* _DIRECTIVE_:
Transcribe the full listing exactly, and drop every picture.

☆ ☆ ☆

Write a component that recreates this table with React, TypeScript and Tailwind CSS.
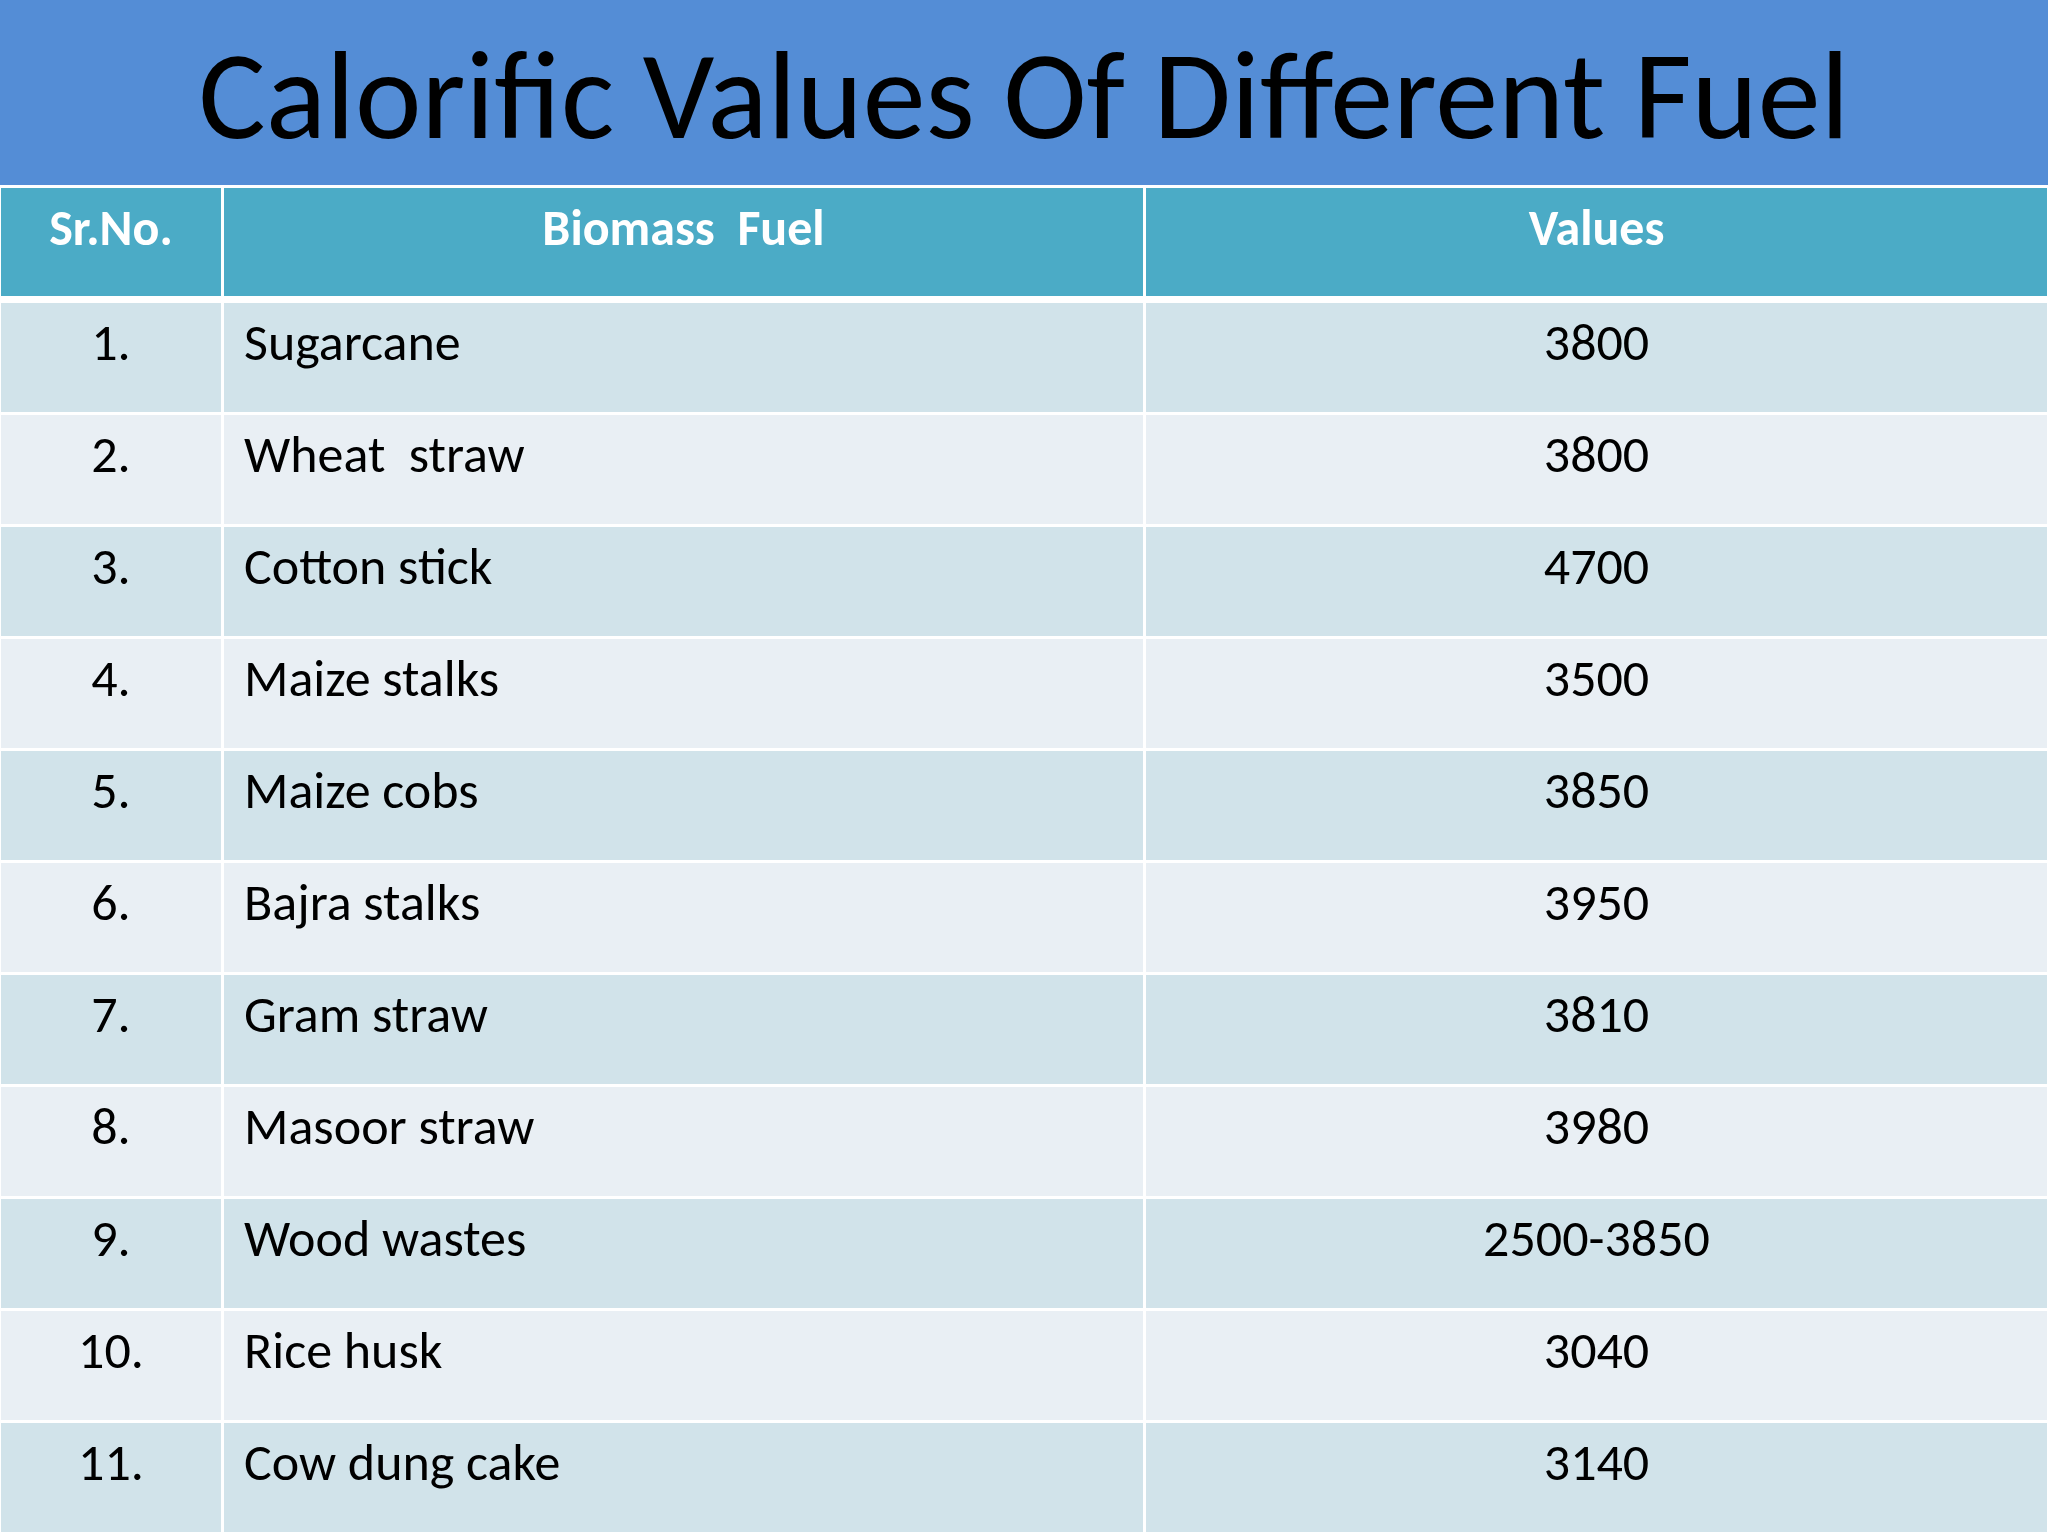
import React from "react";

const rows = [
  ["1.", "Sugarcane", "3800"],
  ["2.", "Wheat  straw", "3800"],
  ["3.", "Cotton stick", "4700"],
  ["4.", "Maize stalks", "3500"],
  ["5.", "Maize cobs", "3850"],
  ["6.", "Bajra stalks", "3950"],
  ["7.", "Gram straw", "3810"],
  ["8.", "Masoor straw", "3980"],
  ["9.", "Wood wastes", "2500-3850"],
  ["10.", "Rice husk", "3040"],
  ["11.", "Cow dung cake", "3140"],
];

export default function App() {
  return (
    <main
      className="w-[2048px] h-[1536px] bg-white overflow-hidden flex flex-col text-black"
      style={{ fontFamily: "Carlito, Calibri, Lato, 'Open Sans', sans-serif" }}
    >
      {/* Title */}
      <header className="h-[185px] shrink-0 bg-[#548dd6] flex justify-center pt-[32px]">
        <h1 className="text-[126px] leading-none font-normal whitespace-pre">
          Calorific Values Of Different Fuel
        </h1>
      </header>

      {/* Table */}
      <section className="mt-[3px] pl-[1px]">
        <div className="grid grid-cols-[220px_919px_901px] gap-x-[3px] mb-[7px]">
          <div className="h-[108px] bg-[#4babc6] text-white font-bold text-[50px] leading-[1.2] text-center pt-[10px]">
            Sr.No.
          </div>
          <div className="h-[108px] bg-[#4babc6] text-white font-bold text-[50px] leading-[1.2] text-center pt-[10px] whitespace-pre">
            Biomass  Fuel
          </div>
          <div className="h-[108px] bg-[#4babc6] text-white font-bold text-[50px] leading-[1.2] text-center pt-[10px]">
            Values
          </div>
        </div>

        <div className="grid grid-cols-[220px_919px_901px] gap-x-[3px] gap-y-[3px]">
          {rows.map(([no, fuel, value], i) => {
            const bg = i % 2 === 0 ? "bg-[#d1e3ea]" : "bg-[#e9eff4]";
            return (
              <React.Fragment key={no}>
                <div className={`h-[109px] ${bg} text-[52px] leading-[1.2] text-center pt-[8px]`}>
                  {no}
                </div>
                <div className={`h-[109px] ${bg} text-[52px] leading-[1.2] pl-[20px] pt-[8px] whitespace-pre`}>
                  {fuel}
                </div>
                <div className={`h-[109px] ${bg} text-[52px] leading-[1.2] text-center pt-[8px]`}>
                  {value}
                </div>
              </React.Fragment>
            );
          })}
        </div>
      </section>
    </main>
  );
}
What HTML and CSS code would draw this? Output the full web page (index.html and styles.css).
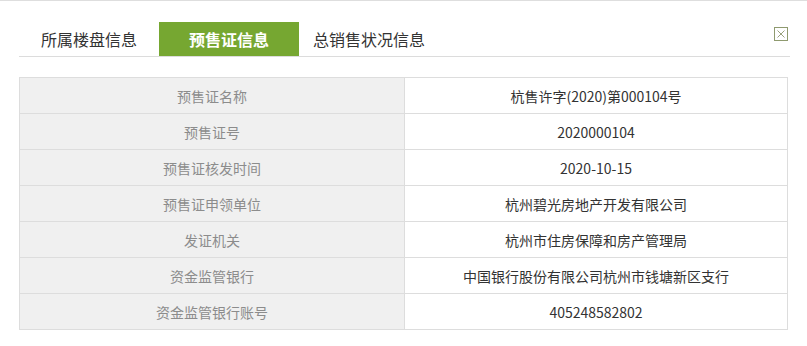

☆ ☆ ☆

* _TASK ANSWER_:
Write a component that recreates this table with React, TypeScript and Tailwind CSS.
import React from "react";

const rows = [
  ["1.", "Sugarcane", "3800"],
  ["2.", "Wheat  straw", "3800"],
  ["3.", "Cotton stick", "4700"],
  ["4.", "Maize stalks", "3500"],
  ["5.", "Maize cobs", "3850"],
  ["6.", "Bajra stalks", "3950"],
  ["7.", "Gram straw", "3810"],
  ["8.", "Masoor straw", "3980"],
  ["9.", "Wood wastes", "2500-3850"],
  ["10.", "Rice husk", "3040"],
  ["11.", "Cow dung cake", "3140"],
];

export default function App() {
  return (
    <main
      className="w-[2048px] h-[1536px] bg-white overflow-hidden flex flex-col text-black"
      style={{ fontFamily: "Carlito, Calibri, Lato, 'Open Sans', sans-serif" }}
    >
      {/* Title */}
      <header className="h-[185px] shrink-0 bg-[#548dd6] flex justify-center pt-[32px]">
        <h1 className="text-[126px] leading-none font-normal whitespace-pre">
          Calorific Values Of Different Fuel
        </h1>
      </header>

      {/* Table */}
      <section className="mt-[3px] pl-[1px]">
        <div className="grid grid-cols-[220px_919px_901px] gap-x-[3px] mb-[7px]">
          <div className="h-[108px] bg-[#4babc6] text-white font-bold text-[50px] leading-[1.2] text-center pt-[10px]">
            Sr.No.
          </div>
          <div className="h-[108px] bg-[#4babc6] text-white font-bold text-[50px] leading-[1.2] text-center pt-[10px] whitespace-pre">
            Biomass  Fuel
          </div>
          <div className="h-[108px] bg-[#4babc6] text-white font-bold text-[50px] leading-[1.2] text-center pt-[10px]">
            Values
          </div>
        </div>

        <div className="grid grid-cols-[220px_919px_901px] gap-x-[3px] gap-y-[3px]">
          {rows.map(([no, fuel, value], i) => {
            const bg = i % 2 === 0 ? "bg-[#d1e3ea]" : "bg-[#e9eff4]";
            return (
              <React.Fragment key={no}>
                <div className={`h-[109px] ${bg} text-[52px] leading-[1.2] text-center pt-[8px]`}>
                  {no}
                </div>
                <div className={`h-[109px] ${bg} text-[52px] leading-[1.2] pl-[20px] pt-[8px] whitespace-pre`}>
                  {fuel}
                </div>
                <div className={`h-[109px] ${bg} text-[52px] leading-[1.2] text-center pt-[8px]`}>
                  {value}
                </div>
              </React.Fragment>
            );
          })}
        </div>
      </section>
    </main>
  );
}
What HTML and CSS code would draw this? Output the full web page (index.html and styles.css).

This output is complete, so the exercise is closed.